"In 1959, Gerald Howson was sent to Poland by >>The Queen<< magazine. He was supposed to come back to England with photographs depicting the Cold War reality of our country. This inconspicuous Englishman who did not speak any Polish packed two Leica cameras in his backpack along with a portable darkroom. His journey began in Lublin, continued to Krakow, and ended in Warsaw. He also visited Auschwitz, from which only one photograph survived; this, however, is a very important one. For Gerald, it was the most important photograph from the whole trip.
“He knew about the wartime tragedy of Poles, but he did not know the details of this tragedy. Walking the streets of Krakow, Lublin, and Warsaw, he did not make any photographic judgments. He observed, he took pictures of whatever that, in his eyes, was not “British”. After studying painting in London, Howson had phenomenal abilities, yet he used them subtly.

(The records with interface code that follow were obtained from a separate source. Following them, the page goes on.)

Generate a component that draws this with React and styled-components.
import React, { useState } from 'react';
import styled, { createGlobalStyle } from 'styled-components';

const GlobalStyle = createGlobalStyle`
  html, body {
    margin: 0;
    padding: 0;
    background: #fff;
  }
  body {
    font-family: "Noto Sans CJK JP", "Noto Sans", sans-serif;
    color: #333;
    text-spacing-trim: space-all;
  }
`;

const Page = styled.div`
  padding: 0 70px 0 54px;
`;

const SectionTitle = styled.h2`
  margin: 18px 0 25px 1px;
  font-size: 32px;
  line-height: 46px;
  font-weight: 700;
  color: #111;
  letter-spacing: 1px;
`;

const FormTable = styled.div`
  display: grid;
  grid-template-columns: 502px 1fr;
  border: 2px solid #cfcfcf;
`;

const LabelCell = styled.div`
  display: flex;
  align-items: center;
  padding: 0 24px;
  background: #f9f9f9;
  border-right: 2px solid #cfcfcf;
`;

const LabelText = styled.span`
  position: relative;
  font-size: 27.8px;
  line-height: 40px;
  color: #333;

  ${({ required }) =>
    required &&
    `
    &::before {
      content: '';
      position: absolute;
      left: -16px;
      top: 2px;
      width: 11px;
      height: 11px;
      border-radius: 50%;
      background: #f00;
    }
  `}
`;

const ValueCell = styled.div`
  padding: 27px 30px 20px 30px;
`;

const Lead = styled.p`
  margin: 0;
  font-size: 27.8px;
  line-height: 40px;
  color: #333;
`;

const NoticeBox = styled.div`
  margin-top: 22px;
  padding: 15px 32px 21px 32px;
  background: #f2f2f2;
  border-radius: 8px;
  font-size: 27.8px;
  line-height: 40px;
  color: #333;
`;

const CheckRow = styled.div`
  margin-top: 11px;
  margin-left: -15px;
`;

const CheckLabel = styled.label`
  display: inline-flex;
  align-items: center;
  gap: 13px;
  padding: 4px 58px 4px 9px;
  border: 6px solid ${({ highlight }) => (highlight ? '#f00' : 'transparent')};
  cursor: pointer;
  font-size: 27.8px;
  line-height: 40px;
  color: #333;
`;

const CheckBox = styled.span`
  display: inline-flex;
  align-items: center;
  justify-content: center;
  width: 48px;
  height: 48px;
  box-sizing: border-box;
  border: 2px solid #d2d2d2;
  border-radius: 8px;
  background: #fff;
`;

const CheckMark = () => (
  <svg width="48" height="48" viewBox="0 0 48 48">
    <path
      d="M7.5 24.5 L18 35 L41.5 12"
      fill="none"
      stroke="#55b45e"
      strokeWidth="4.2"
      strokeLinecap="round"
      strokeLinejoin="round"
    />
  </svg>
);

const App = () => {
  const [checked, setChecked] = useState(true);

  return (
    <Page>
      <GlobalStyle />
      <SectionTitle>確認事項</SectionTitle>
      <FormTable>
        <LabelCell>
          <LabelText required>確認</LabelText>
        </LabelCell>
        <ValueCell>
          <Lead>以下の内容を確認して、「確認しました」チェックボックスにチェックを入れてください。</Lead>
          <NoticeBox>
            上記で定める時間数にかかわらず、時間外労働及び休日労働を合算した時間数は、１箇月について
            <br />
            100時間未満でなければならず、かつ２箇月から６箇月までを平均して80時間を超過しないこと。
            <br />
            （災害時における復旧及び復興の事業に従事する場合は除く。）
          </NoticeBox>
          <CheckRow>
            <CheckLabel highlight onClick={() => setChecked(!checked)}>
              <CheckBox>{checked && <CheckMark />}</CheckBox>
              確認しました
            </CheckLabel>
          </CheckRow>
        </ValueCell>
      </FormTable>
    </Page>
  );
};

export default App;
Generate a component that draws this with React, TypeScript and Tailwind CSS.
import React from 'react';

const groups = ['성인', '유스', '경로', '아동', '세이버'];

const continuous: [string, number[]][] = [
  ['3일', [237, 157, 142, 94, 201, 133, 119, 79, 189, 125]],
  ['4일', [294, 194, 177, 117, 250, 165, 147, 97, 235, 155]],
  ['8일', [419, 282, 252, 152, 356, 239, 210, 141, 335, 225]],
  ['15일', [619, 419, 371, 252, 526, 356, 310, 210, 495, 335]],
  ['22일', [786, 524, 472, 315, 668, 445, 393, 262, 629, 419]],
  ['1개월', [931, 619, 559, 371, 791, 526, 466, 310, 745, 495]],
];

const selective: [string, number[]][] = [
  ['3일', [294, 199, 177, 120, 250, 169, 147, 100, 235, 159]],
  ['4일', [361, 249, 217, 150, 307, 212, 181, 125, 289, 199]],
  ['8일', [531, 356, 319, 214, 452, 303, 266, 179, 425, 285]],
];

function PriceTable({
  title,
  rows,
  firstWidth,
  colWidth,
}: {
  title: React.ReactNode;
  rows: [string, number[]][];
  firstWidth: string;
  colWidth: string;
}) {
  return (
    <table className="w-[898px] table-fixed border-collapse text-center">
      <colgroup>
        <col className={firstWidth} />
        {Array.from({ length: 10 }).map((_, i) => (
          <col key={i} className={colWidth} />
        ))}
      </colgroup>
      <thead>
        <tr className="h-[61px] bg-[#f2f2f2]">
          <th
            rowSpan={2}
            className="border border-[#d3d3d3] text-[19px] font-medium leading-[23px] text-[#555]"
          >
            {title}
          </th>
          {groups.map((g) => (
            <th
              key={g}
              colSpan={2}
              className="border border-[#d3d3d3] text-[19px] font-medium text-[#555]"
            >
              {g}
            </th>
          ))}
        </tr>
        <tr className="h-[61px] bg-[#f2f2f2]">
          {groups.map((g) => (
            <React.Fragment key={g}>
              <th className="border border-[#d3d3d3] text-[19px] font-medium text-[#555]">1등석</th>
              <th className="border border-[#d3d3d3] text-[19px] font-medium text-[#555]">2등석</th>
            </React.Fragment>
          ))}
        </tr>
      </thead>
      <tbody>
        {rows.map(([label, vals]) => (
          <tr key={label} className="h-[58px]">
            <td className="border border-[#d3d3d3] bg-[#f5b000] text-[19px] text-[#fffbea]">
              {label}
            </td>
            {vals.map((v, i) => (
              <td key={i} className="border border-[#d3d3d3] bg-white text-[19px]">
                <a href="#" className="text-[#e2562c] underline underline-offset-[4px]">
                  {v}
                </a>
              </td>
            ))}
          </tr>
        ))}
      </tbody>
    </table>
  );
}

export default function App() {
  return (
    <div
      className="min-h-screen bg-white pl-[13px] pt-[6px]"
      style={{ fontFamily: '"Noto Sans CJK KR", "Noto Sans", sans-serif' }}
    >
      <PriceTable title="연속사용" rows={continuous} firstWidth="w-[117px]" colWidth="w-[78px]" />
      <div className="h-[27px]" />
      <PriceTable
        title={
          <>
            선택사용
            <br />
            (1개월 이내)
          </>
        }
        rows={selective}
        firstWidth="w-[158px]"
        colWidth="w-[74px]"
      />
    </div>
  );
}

“He did not want an overdrawn artistry to cover the task that he had to do: to immortalize the reality of the Gomułka-era Poland—depicting not in a false mirror, but showing the truth through an aesthetically sensitive lens. From this restraint, a cycle of unique photographs was born."

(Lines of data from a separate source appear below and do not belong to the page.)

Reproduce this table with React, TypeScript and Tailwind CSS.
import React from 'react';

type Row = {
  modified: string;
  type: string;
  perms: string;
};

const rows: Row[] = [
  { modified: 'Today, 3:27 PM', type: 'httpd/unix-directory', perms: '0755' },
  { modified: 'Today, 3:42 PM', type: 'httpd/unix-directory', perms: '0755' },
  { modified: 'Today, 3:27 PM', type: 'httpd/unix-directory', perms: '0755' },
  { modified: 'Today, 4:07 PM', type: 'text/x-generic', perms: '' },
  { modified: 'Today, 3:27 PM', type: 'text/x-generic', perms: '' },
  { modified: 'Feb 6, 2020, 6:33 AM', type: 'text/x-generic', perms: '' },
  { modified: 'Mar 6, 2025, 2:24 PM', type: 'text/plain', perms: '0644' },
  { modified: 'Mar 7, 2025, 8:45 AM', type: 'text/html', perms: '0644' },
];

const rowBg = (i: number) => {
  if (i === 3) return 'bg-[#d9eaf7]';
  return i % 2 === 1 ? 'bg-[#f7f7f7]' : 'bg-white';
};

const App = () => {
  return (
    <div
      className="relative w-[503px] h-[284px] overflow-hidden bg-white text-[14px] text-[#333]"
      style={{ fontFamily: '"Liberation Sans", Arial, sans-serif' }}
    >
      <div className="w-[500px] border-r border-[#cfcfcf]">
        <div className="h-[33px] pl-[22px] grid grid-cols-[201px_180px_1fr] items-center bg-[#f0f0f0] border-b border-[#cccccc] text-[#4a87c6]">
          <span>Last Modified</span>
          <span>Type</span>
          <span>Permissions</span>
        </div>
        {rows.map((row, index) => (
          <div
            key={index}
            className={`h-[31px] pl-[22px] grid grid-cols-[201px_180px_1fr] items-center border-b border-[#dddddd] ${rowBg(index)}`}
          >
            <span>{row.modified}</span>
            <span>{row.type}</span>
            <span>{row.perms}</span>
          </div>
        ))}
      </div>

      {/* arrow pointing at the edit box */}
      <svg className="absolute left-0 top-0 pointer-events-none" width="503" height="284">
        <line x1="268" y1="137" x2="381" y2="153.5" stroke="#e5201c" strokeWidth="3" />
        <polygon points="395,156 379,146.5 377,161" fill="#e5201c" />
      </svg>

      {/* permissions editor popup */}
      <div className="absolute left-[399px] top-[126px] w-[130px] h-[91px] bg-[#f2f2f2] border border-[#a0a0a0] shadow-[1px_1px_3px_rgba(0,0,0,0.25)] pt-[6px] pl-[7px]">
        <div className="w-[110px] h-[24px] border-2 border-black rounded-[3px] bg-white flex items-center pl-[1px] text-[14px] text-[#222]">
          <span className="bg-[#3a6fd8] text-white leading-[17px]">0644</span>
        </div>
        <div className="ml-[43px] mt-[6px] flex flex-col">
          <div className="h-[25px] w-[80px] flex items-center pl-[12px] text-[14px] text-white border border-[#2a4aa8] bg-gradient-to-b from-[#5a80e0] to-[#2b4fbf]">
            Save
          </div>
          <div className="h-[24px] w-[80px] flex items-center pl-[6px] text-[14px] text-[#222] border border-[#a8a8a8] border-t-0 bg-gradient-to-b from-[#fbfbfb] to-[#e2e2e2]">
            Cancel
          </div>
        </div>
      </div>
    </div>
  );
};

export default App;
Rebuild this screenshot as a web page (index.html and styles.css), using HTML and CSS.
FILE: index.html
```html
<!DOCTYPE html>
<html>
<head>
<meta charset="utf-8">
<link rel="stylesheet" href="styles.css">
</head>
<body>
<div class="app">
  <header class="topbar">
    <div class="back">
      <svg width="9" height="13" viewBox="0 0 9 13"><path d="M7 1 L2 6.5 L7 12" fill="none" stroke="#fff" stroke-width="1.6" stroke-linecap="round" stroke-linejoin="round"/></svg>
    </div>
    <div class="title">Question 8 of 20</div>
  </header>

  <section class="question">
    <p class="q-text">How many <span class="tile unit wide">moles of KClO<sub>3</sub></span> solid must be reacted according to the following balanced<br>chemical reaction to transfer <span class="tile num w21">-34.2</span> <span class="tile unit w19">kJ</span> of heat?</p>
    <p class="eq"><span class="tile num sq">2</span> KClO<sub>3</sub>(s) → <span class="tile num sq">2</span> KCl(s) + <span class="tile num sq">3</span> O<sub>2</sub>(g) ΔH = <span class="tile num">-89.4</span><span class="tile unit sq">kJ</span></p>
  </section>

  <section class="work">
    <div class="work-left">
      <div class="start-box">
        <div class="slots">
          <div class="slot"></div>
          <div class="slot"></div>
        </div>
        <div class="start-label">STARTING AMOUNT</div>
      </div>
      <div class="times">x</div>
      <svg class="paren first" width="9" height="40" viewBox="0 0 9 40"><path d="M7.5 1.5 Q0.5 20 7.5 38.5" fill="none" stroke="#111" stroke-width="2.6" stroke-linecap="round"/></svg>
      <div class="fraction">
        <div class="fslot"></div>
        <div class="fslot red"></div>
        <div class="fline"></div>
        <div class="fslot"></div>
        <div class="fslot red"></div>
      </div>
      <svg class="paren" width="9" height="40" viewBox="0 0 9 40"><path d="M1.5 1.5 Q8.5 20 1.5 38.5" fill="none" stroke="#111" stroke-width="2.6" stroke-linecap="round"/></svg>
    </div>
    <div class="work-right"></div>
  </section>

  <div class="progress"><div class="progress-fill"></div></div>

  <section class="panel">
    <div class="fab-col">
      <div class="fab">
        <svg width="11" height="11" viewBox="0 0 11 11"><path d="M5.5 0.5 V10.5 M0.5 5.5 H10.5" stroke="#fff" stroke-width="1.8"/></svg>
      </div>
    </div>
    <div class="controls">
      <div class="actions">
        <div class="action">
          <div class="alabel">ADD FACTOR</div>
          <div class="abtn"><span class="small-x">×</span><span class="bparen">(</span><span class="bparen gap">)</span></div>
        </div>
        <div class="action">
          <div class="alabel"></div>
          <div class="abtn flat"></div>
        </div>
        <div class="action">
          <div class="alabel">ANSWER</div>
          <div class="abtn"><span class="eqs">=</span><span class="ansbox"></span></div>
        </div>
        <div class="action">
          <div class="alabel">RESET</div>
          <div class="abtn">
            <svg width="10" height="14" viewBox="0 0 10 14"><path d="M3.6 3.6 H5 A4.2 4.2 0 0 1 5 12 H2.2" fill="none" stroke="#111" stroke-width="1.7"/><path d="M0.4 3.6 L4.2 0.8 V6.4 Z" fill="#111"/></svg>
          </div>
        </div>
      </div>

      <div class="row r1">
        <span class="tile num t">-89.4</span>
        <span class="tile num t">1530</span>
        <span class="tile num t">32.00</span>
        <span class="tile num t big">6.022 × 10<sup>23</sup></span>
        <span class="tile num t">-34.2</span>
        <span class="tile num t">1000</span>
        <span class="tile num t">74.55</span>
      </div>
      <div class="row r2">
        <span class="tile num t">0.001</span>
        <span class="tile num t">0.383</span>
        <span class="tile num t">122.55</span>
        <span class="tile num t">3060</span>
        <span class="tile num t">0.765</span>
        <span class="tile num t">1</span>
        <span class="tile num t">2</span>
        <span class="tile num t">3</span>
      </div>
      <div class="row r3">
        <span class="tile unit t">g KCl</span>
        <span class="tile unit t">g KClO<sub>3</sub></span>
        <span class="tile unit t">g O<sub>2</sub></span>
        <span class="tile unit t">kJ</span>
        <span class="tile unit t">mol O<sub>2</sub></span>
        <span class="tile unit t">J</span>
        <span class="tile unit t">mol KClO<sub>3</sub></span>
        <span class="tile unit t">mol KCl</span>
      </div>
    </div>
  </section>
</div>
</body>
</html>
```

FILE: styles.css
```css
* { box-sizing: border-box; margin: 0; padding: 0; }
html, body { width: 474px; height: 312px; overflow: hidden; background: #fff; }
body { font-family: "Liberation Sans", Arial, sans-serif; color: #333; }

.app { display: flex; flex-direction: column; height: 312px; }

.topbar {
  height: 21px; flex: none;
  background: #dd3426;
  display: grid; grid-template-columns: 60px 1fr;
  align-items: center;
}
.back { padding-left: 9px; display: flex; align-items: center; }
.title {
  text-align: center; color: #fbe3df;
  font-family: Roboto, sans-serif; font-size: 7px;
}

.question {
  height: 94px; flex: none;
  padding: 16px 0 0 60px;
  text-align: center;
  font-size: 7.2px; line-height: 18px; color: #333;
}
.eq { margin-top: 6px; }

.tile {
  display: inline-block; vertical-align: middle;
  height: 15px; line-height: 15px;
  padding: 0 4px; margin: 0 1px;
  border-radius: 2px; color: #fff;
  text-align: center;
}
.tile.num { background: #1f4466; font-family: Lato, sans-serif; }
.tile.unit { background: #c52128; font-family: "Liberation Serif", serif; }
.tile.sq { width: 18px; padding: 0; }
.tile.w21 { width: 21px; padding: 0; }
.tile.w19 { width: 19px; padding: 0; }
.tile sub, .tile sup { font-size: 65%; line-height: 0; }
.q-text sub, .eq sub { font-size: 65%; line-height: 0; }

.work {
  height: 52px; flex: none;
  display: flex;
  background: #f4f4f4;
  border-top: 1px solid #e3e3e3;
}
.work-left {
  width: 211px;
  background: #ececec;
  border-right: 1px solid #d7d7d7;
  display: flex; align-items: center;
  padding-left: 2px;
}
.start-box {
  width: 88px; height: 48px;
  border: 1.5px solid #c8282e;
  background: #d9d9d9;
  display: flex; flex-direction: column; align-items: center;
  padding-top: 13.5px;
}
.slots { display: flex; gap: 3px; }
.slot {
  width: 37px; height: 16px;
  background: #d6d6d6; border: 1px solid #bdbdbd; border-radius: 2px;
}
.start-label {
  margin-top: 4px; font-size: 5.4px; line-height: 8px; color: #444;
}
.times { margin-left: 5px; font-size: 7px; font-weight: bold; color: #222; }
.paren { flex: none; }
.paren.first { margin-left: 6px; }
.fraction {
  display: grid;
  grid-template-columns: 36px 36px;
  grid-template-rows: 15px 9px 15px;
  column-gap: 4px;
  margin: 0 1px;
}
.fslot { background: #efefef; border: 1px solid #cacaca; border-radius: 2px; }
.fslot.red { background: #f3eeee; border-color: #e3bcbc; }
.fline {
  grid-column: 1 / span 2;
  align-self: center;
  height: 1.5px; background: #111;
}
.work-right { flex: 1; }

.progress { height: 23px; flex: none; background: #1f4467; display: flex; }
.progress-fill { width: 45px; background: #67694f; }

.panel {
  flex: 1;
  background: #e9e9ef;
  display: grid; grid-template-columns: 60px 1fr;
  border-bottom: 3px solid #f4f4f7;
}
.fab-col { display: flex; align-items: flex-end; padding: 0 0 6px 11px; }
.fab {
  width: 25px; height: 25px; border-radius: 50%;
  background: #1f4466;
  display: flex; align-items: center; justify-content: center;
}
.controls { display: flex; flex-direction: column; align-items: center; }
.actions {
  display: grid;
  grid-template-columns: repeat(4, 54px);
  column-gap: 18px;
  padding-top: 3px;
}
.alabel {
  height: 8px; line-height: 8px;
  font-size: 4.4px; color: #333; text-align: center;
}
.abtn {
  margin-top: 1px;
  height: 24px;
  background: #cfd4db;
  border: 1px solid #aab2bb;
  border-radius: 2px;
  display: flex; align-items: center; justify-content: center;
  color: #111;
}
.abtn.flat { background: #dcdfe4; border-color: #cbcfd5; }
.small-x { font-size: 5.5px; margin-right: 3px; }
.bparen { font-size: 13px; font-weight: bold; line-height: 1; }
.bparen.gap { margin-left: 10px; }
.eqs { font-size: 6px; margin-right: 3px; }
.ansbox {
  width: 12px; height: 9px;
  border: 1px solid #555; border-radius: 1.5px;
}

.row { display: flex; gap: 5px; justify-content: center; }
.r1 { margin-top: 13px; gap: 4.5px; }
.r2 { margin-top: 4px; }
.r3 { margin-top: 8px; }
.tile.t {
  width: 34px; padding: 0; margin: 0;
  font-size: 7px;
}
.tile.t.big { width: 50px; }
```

(Bogdan Frymorgen, curator of the exhibition)
Howson spent a few days in Krakow. He took photographs of the former Jewish district of Kazimierz, the Communist fêtes, the street fairs, children, and daily rituals. There are also photographs from the district of Nowa Huta. "I was fascinated with Krakow", he said. "I was especially interested in Kazimierz. It looked as if it came from a book by Dostoyevsky: half-deserted, stripped off its past. I remember the historical town centre and the horrifying, in its style, Nowa Huta." Even though he did not speak Polish, he was not afraid of coming close—he was interested in faces, everyday situations, and the atmosphere of Krakow.